* [Short problem]: Using the records provided below, locate and copy each line that contains the word "this".

* [Material supplied]:
⟨

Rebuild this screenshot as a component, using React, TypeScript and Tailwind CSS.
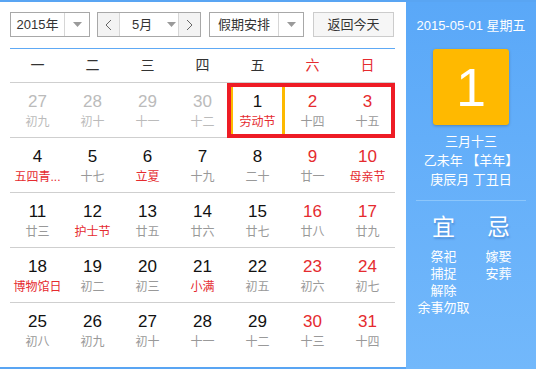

⟩
⟨

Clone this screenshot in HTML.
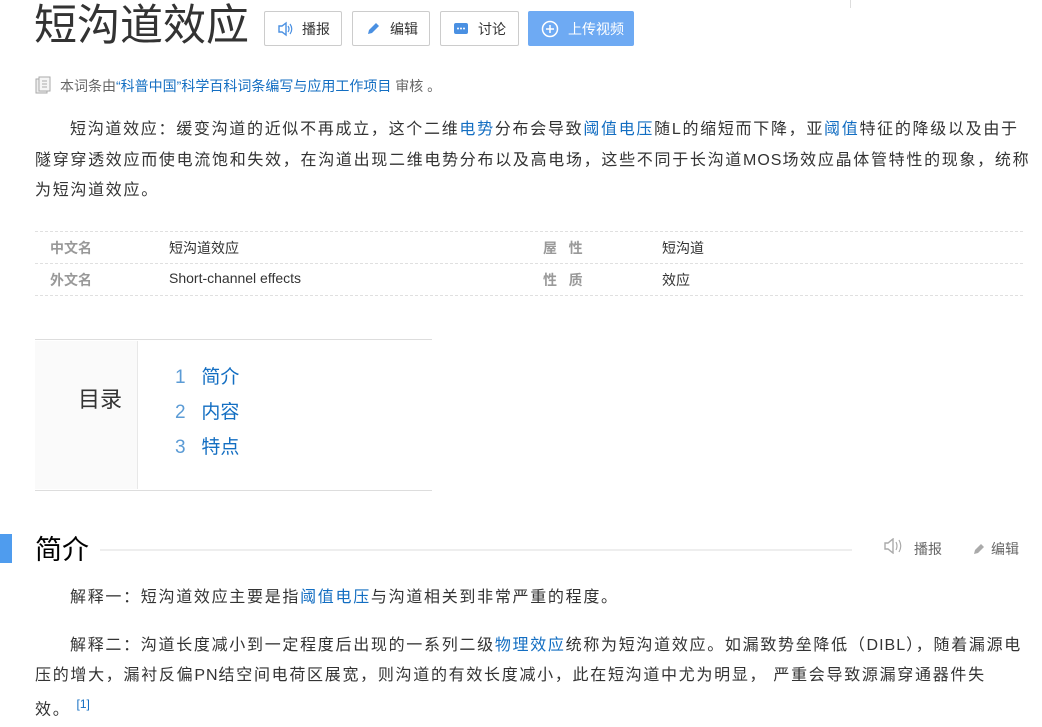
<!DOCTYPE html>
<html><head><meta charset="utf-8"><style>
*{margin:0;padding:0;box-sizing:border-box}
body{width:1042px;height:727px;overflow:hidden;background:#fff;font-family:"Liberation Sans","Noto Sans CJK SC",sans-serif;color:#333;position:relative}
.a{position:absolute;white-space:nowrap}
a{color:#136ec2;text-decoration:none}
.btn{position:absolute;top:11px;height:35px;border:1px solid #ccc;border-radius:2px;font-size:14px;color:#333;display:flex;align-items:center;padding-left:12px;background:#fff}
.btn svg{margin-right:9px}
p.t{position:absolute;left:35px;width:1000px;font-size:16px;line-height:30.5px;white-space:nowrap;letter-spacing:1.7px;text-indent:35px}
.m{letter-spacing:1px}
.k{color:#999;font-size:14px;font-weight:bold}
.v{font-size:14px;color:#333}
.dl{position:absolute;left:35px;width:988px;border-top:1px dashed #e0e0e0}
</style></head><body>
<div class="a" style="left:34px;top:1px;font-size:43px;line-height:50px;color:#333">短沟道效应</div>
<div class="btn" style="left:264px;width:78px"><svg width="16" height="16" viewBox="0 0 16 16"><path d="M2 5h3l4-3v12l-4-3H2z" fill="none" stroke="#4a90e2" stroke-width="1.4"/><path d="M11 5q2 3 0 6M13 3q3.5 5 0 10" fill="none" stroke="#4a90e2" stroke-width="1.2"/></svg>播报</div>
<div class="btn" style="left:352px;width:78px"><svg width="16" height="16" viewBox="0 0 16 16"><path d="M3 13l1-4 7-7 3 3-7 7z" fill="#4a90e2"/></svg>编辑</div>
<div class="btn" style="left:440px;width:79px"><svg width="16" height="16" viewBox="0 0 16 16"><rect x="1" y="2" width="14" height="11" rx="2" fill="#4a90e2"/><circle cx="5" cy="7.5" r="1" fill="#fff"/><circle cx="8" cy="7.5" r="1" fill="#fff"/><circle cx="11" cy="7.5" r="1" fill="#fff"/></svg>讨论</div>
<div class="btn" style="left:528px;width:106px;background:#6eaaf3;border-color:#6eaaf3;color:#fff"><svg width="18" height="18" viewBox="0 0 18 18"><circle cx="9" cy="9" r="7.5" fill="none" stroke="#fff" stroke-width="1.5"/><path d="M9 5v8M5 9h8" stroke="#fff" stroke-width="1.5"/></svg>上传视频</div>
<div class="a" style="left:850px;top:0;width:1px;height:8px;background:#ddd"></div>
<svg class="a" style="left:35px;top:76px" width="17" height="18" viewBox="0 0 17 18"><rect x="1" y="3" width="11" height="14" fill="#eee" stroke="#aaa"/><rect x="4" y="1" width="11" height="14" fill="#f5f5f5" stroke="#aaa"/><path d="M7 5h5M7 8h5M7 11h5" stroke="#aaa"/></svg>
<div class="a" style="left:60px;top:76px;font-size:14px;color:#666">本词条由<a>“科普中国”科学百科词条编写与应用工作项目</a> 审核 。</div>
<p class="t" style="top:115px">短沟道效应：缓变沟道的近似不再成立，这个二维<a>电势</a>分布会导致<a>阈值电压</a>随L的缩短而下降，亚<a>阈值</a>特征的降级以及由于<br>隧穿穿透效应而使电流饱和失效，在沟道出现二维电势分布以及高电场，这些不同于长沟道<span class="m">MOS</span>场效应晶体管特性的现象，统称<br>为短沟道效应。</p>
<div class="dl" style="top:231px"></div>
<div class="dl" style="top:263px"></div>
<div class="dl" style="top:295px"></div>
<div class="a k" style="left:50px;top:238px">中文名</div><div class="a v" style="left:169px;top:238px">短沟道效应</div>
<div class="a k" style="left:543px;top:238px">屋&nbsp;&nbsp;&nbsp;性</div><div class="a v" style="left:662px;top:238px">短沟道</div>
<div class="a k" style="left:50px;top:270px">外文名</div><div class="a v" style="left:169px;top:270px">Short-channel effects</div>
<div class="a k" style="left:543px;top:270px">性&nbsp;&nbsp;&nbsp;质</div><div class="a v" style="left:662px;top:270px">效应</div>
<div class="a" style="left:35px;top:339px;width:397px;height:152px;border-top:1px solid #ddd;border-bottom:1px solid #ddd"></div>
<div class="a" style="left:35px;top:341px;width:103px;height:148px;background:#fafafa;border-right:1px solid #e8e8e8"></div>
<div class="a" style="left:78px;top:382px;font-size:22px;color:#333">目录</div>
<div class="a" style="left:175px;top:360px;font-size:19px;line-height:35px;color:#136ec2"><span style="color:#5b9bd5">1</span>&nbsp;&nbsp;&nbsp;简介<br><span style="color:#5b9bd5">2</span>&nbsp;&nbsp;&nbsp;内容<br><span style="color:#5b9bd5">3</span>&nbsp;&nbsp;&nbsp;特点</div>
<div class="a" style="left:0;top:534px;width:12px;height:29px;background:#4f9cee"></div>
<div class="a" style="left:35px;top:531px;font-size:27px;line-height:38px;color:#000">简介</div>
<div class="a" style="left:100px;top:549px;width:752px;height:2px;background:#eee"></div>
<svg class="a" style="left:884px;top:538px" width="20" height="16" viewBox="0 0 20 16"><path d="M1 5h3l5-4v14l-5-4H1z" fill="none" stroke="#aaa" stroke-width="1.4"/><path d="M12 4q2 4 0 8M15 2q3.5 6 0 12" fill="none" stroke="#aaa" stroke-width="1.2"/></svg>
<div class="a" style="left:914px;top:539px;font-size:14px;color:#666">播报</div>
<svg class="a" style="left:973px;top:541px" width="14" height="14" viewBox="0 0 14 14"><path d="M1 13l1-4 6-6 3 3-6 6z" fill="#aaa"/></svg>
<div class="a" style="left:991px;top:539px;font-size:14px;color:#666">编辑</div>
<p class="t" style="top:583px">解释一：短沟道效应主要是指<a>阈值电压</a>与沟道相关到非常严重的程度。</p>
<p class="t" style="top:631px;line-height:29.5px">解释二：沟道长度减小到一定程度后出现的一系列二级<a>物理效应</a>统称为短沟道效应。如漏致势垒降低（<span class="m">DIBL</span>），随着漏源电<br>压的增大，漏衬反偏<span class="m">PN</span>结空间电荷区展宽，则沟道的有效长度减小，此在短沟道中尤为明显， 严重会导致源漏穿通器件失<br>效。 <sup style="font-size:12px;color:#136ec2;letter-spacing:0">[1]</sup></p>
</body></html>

⟩

* [The solution]:
Rebuild this screenshot as a component, using React, TypeScript and Tailwind CSS.
Clone this screenshot in HTML.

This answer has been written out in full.